How long have you been thinking about leaving the en primeur system?
It is difficult to say exactly when but we have been thinking about it for quite some time; really seriously, over the past two to three years. Please remember that keeping wines and selling only when they are ready to drink is in our DNA, it’s not new. When Les Forts de Latour was first conceived by Jean-Paul Gardere, it was being sold when they were ready to enjoy, seven years after the vintage! That was the rhythm, to sell when the wines were ready, during the mid 1990s. But then we started to sell Les Forts de Latour through the place, as though it was a badge of honour or glory to do so, but this is a false perception.
How much stock do you have to offer now that you will need to start releasing from 2013 onwards?
We have about twenty back vintages so we have enough to offer something interesting every year. Switching to this new system would not work if we did not have these back vintages. We will be releasing these mature wines to the negociants next year instead of the latest vintage, as we’ve done in the past.
What has been the reaction to your news thus far, from the trade or consumers?
We have had amazing responses from consumers around the world, in the hundreds, who have written to us telling us they are so happy to see that Latour has made this decision. I have spoken with importers around the world and no one has yet directly told me that it was a bad idea. I have explained and discussed this with them and many understand what we are trying to do. As far as the negociants are concerned, I suggest you ask them yourself.
What do you think will be the biggest impact arising from this change?
Latour will be less speculative since we will release wines for drinking and not for long-term investment. One of the problems with the en primeur system is that it attracted a lot of speculators who are not wine lovers. This way, we avoid speculators of our wines since extremely young vintages will not be available for trading. Let’s say I release the 2001 Latour now, not many speculators will buy this wine because it is for drinking now. Distribution will be more fragmented. Private individuals and distribution will become sharper and well defined.
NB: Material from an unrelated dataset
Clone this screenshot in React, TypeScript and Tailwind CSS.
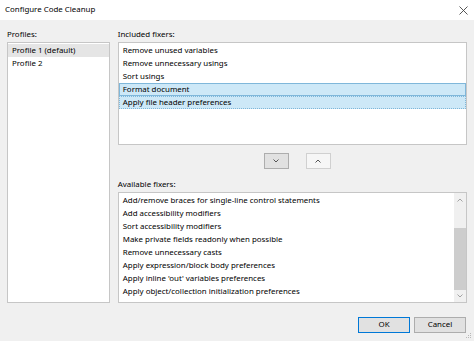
const included = [
  'Remove unused variables',
  'Remove unnecessary usings',
  'Sort usings',
  'Format document',
  'Apply file header preferences',
];

const available = [
  'Add/remove braces for single-line control statements',
  'Add accessibility modifiers',
  'Sort accessibility modifiers',
  'Make private fields readonly when possible',
  'Remove unnecessary casts',
  'Apply expression/block body preferences',
  "Apply inline 'out' variables preferences",
  'Apply object/collection initialization preferences',
];

function Row({ text, state }: { text: string; state?: 'gray' | 'sel' | 'focus' }) {
  let cls = 'h-[13px] flex items-center pl-[3px] whitespace-nowrap border border-transparent';
  if (state === 'gray') cls += ' bg-[#e5e5e5]';
  if (state === 'sel') cls += ' bg-[#cde8f7] !border-[#7fb7da]';
  if (state === 'focus') cls += ' bg-[#cde8f7] !border-[#7fb7da] !border-dotted';
  return <div className={cls}>{text}</div>;
}

export default function App() {
  return (
    <div
      className="w-[474px] h-[341px] flex flex-col bg-[#f0f0f0] text-[7.9px] text-black overflow-hidden relative"
      style={{ fontFamily: '"Noto Sans", "Liberation Sans", sans-serif' }}
    >
      {/* Title bar */}
      <div className="h-[20px] bg-white flex items-center justify-between pl-[5px] pr-[6px] shrink-0">
        <span className="text-[7.9px]">Configure Code Cleanup</span>
        <svg width="9" height="9" viewBox="0 0 9 9">
          <path d="M0.5 0.5L8.5 8.5M8.5 0.5L0.5 8.5" stroke="#444" strokeWidth="0.9" />
        </svg>
      </div>

      <div className="flex flex-col px-[7px] pt-[7px] flex-1">
        <div className="flex gap-[8px]">
          {/* Profiles */}
          <div className="w-[103px] flex flex-col">
            <div className="h-[15px] flex items-center">Profiles:</div>
            <div className="h-[261px] bg-white border border-[#c6c6c6] pt-[1px]">
              <Row text="Profile 1 (default)" state="gray" />
              <Row text="Profile 2" />
            </div>
          </div>

          {/* Fixers */}
          <div className="w-[350px] flex flex-col">
            <div className="h-[15px] flex items-center">Included fixers:</div>
            <div className="h-[103px] bg-white border border-[#c6c6c6] pt-[1px]">
              {included.map((t, i) => (
                <Row key={t} text={t} state={i === 3 ? 'sel' : i === 4 ? 'focus' : undefined} />
              ))}
            </div>

            <div className="flex gap-[17px] mt-[8px] pl-[146px]">
              <button className="w-[25px] h-[16px] bg-[#e1e1e1] border border-[#adadad] flex items-center justify-center">
                <svg width="6" height="4" viewBox="0 0 6 4">
                  <path d="M0.5 0.5L3 3L5.5 0.5" stroke="#555" fill="none" strokeWidth="1" />
                </svg>
              </button>
              <button className="w-[25px] h-[16px] bg-[#f6f6f6] border border-[#d0d0d0] flex items-center justify-center">
                <svg width="6" height="4" viewBox="0 0 6 4">
                  <path d="M0.5 3.5L3 1L5.5 3.5" stroke="#555" fill="none" strokeWidth="1" />
                </svg>
              </button>
            </div>

            <div className="h-[15px] flex items-center mt-[8px]">Available fixers:</div>
            <div className="h-[111px] bg-white border border-[#c6c6c6] flex">
              <div className="flex-1 pt-[1px] overflow-hidden">
                {available.map((t) => (
                  <Row key={t} text={t} />
                ))}
              </div>
              <div className="w-[12px] bg-[#f0f0f0] flex flex-col items-center">
                <div className="h-[14px] flex items-center justify-center">
                  <svg width="6" height="4" viewBox="0 0 6 4">
                    <path d="M0.5 3.5L3 1L5.5 3.5" stroke="#a3a3a3" fill="none" strokeWidth="1" />
                  </svg>
                </div>
                <div className="flex-1 w-full flex flex-col justify-end">
                  <div className="h-[62px] bg-[#cdcdcd]" />
                </div>
                <div className="h-[12px] flex items-center justify-center">
                  <svg width="6" height="4" viewBox="0 0 6 4">
                    <path d="M0.5 0.5L3 3L5.5 0.5" stroke="#a3a3a3" fill="none" strokeWidth="1" />
                  </svg>
                </div>
              </div>
            </div>
          </div>
        </div>

        {/* Bottom buttons */}
        <div className="flex justify-end gap-[4px] mt-[14px] pr-[1px]">
          <button className="w-[52px] h-[16px] bg-[#e1e1e1] border border-[#0078d7] flex items-center justify-center">
            OK
          </button>
          <button className="w-[52px] h-[16px] bg-[#e1e1e1] border border-[#adadad] flex items-center justify-center">
            Cancel
          </button>
        </div>
      </div>

      <svg width="6" height="6" viewBox="0 0 6 6" className="absolute right-[2px] bottom-[2px]">
        <rect x="4" y="0" width="1" height="1" fill="#b8b8b8" />
        <rect x="2" y="2" width="1" height="1" fill="#b8b8b8" />
        <rect x="4" y="2" width="1" height="1" fill="#b8b8b8" />
        <rect x="0" y="4" width="1" height="1" fill="#b8b8b8" />
        <rect x="2" y="4" width="1" height="1" fill="#b8b8b8" />
        <rect x="4" y="4" width="1" height="1" fill="#b8b8b8" />
      </svg>
    </div>
  );
}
Potentially the markup will be lower and we have to be careful with pricing. We are also working on how to provide transparency of provenance of our ex-chateau wines.
What should we expect from Latour during en primeur week in April 2013?
I am not sure who and how many people will come if we are no longer offering the latest vintage in the market. I am sure major critics will come to taste the 2012 because of their professional curiosity. I hope Latour will remain a benchmark for Bordeaux. The next five years will the bridge years where we are crossing over from the old system to the new. We will offer mature vintages but we haven’t decided exactly which ones yet; it could be the 2006 Les Forts de Latour and the 2004 Latour, for example.
What do you see as your biggest challenges moving forward?
We are alone in walking this path so many people may not understand why this makes sense. For China, we have a Brand Ambassador who can explain and share the story of Latour, and we have a great person already in the USA. Really understanding the market in China is difficult when you can’t even communicate in the same language and you are dependent on translators. Asia already makes up more than 50% of the market so my real challenge is not only China or Asia now, but rather the US. We would like to wake up the American market.